Near-field detection of gate-tunable anisotropic plasmon polaritons in black phosphorus at terahertz frequencies

• Published in: Nature communications Vol. 15; no. 1; p. 2373
• Main Authors: Pogna, Eva A. A., Pistore, Valentino, Viti, Leonardo, Li, Lianhe, Davies, A. Giles, Linfield, Edmund H., Vitiello, Miriam S.
• Format: Journal Article
• Language: English
• Published: London Nature Publishing Group UK 15.03.2024; Nature Publishing Group; Nature Portfolio
• Subjects: 639/301/357/1018; 639/925/357; Anisotropy; Carrier density; Confinement; Crystallography; Crystals; Directional control; Electromagnetic radiation; Field effect transistors; Graphene; Humanities and Social Sciences; multidisciplinary; Near fields; Nonlinear optics; Optics; Phosphorus; Photoelectric effect; Photoelectric emission; Plasmons; Polaritons; Science; Science (multidisciplinary); Semiconductor devices; Terahertz frequencies; Two dimensional materials; Wavelength
• ISSN: 2041-1723; 2041-1723
• DOI: 10.1038/s41467-024-45264-5

Polaritons in two-dimensional layered crystals offer an effective solution to confine, enhance and manipulate terahertz (THz) frequency electromagnetic waves at the nanoscale.

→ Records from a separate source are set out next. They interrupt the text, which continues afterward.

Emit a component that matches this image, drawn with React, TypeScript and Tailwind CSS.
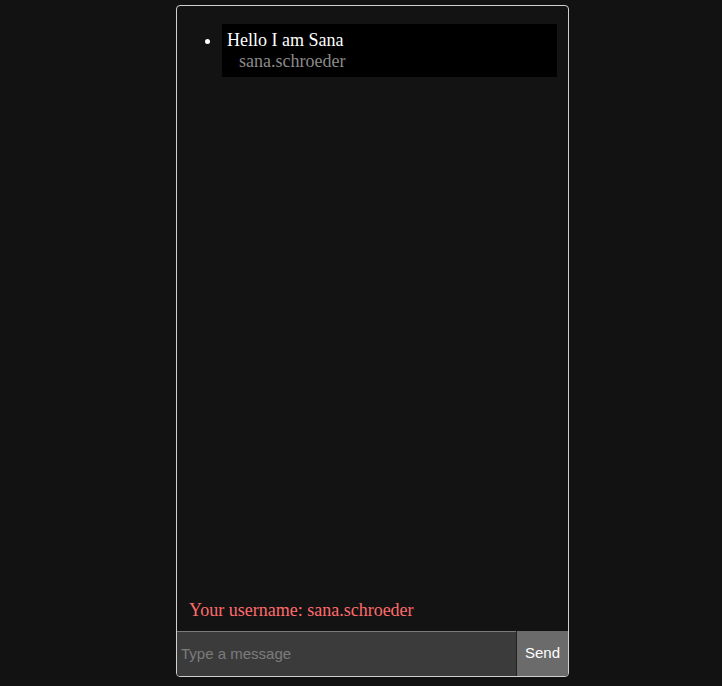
export default function App() {
  return (
    <div className="flex h-[686px] w-full bg-[#121212]">
      <div className="ml-[176px] mt-[5px] flex h-[672px] w-[393px] flex-col overflow-hidden rounded-[4px] border border-[#d0d0d0] bg-[#131313]">
        <ul className="mt-[18px] flex-1 list-disc pl-[45px] pr-[11px] text-white marker:text-white" style={{ fontFamily: '"Liberation Serif", serif' }}>
          <li className="bg-black px-[5px] pt-[6px] pb-[5px] text-[18px] leading-[21px]">
            <div className="text-white">Hello I am Sana</div>
            <div className="pl-[12px] text-[#8a8a8a]">sana.schroeder</div>
          </li>
        </ul>
        <div className="mb-[10px] px-[12px] text-[18px] leading-[21px] text-[#ff6b6b]" style={{ fontFamily: '"Liberation Serif", serif' }}>
          Your username: sana.schroeder
        </div>
        <div className="flex h-[45px]" style={{ fontFamily: '"Liberation Sans", Arial, sans-serif' }}>
          <input
            className="min-w-0 flex-1 border-t border-[#7a7a7a] bg-[#3b3b3b] px-[4px] text-[15px] text-white outline-none placeholder:text-[#7b7b7b]"
            placeholder="Type a message"
          />
          <button className="w-[52px] border-l border-[#222] bg-[#6b6b6b] text-[15px] text-white">Send</button>
        </div>
      </div>
    </div>
  );
}
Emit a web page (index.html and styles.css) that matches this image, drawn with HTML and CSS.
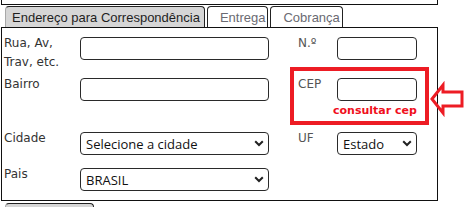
FILE: index.html
```html
<!DOCTYPE html>
<html lang="pt-BR">

<head>
    <meta charset="UTF-8">
    <title>Endereço</title>
    <link rel="stylesheet" href="styles.css">
</head>

<body>
    <div class="prev_box"></div>
    <ul class="tabs clearfix">
        <li class="active">Endereço para Correspondência</li>
        <li>Entrega</li>
        <li>Cobrança</li>
    </ul>
    <div class="panel">
        <form class="addr_form">
            <label class="lbl">Rua, Av, Trav, etc.</label>
            <div class="cell"><input type="text" class="txt txt_long"></div>
            <label class="lbl lbl_r">N.º</label>
            <div class="cell"><input type="text" class="txt txt_short"></div>

            <label class="lbl">Bairro</label>
            <div class="cell"><input type="text" class="txt txt_long"></div>
            <label class="lbl lbl_r">CEP</label>
            <div class="cell cep_cell">
                <input type="text" class="txt txt_short">
                <a href="javascript:;" class="consultar">consultar cep</a>
            </div>

            <label class="lbl">Cidade</label>
            <div class="cell sel sel_long">
                <select><option>Selecione a cidade</option></select>
                <svg class="chev" width="10" height="7" viewBox="0 0 10 7"><path d="M1.2 1.2 L5 5 L8.8 1.2" fill="none" stroke="#222" stroke-width="2"/></svg>
            </div>
            <label class="lbl lbl_r">UF</label>
            <div class="cell sel sel_short">
                <select><option>Estado</option></select>
                <svg class="chev" width="10" height="7" viewBox="0 0 10 7"><path d="M1.2 1.2 L5 5 L8.8 1.2" fill="none" stroke="#222" stroke-width="2"/></svg>
            </div>

            <label class="lbl">Pais</label>
            <div class="cell sel sel_long">
                <select><option>BRASIL</option></select>
                <svg class="chev" width="10" height="7" viewBox="0 0 10 7"><path d="M1.2 1.2 L5 5 L8.8 1.2" fill="none" stroke="#222" stroke-width="2"/></svg>
            </div>
        </form>
        <!-- destaque do cep -->
        <div class="cep_mark"></div>
    </div>
    <ul class="tabs clearfix">
        <li class="active">Observações</li>
    </ul>
    <svg class="pointer" width="38" height="40" viewBox="0 0 38 40">
        <polygon points="3,20 14,6 14,13 33,13 33,27 14,27 14,34" fill="none" stroke="#ed1c24" stroke-width="3" stroke-linejoin="miter"/>
    </svg>
</body>

</html>
```

FILE: styles.css
```css
html,body,ul,li,div,form,input,select,label {
    padding: 0;
    margin: 0;
    box-sizing: border-box;
}
body {
    background: #fff;
    position: relative;
    overflow: hidden;
}
ul {
    list-style: none;
}
.clearfix::before,
.clearfix::after {
    content: "";
    display: block;
    clear: both;
}
.prev_box {
    width: 437px;
    height: 5px;
    margin-left: 1px;
    border: 1px solid #111;
    border-top: none;
}
.tabs {
    display: flex;
    gap: 2px;
    margin: 1px 0 0 3px;
}
.tabs > li {
    height: 21px;
    padding: 2px 2px 0 12px;
    line-height: 18px;
    border: 1px solid #222;
    border-bottom: none;
    border-radius: 4px 4px 0 0;
    font-family: "Liberation Sans", Arial, sans-serif;
    font-size: 13px;
    color: #6a6a72;
    background: #fff;
}
.tabs > li.active {
    padding-left: 6px;
    padding-right: 4px;
    color: #1e1e1e;
    background: #d6d6d6;
    border-left-color: #a8a8a8;
}
.panel {
    position: relative;
    width: 437px;
    margin-left: 1px;
    padding: 6px 0 9px 2px;
    border: 1px solid #111;
}
.addr_form {
    display: grid;
    grid-template-columns: 76px 189px 68px 80px;
    grid-template-rows: 41px 54px 36px auto;
}
.lbl {
    font-family: "DejaVu Sans", Verdana, sans-serif;
    font-size: 12px;
    line-height: 19px;
    color: #333;
}
.lbl_r {
    padding-left: 29px;
    color: #555;
}
.cell {
    padding-top: 3px;
}
.txt {
    display: block;
    height: 23px;
    border: 1px solid #2a2a2a;
    border-radius: 4px;
    background: #fff;
    outline: none;
}
.txt_long {
    width: 189px;
}
.txt_short {
    width: 80px;
}
.cep_cell {
    display: flex;
    flex-direction: column;
}
.consultar {
    display: block;
    margin-top: 3px;
    margin-left: -4px;
    white-space: nowrap;
    font-family: "DejaVu Sans", Verdana, sans-serif;
    font-size: 11px;
    font-weight: bold;
    line-height: 13px;
    color: #f0101c;
    text-decoration: none;
}
.sel {
    position: relative;
}
.sel select {
    display: block;
    height: 23px;
    padding: 0 0 0 5px;
    border: 1px solid #2a2a2a;
    border-radius: 4px;
    background: #fff;
    font-family: "Open Sans", "Noto Sans", sans-serif;
    font-size: 13px;
    color: #111;
    appearance: none;
    -webkit-appearance: none;
    outline: none;
}
.sel_long select {
    width: 189px;
}
.sel_short select {
    width: 80px;
}
.chev {
    position: absolute;
    right: 5px;
    top: 11px;
}
.cep_mark {
    position: absolute;
    left: 288px;
    top: 39px;
    width: 139px;
    height: 58px;
    border: 4px solid #ed1c24;
}
.tabs + .pointer {
    display: block;
}
.pointer {
    position: absolute;
    left: 429px;
    top: 79px;
}
.tabs:last-of-type {
    margin-top: 2px;
}
```
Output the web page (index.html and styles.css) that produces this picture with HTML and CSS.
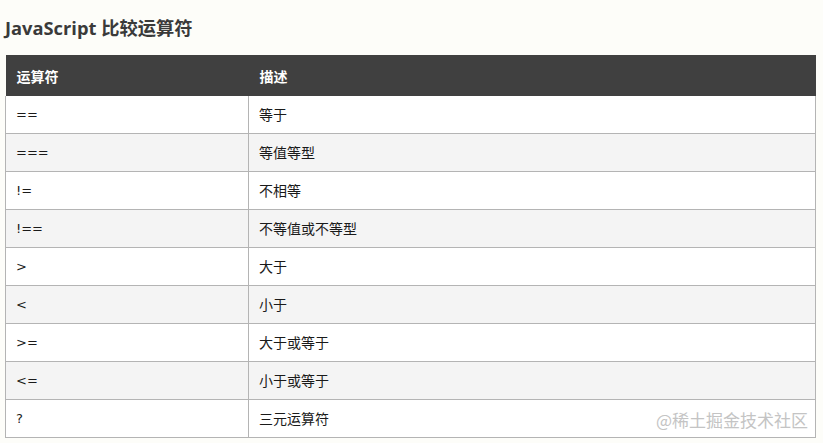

Recently, strong THz field confinement has been achieved in a graphene-insulator-metal structure, exploiting THz plasmon polaritons (PPs) with strongly reduced wavelength ( λ p  ≈  λ 0 /66) compared to the photon wavelength λ 0 . However, graphene PPs propagate isotropically, complicating the directional control of the THz field, which, on the contrary, can be achieved exploiting anisotropic layered crystals, such as orthorhombic black-phosphorus. Here, we detect PPs, at THz frequencies, in hBN-encapsulated black phosphorus field effect transistors through THz near-field photocurrent nanoscopy. The real-space mapping of the thermoelectrical near-field photocurrents reveals deeply sub-wavelength THz PPs ( λ p  ≈  λ 0 /76), with dispersion tunable by electrostatic control of the carrier density. The in-plane anisotropy of the dielectric response results into anisotropic polariton propagation along the armchair and zigzag crystallographic axes of black-phosphorus. The achieved directional subwavelength light confinement makes this material system a versatile platform for sensing and quantum technology based on nonlinear optics. Polaritons in 2D materials offer the possibility to confine and manipulate light in the terahertz (THz) range. Here, the authors report the observation of THz elliptic plasmon polaritons in 2D black phosphorus, showing deep subwavelength light confinement and anisotropic polariton propagation.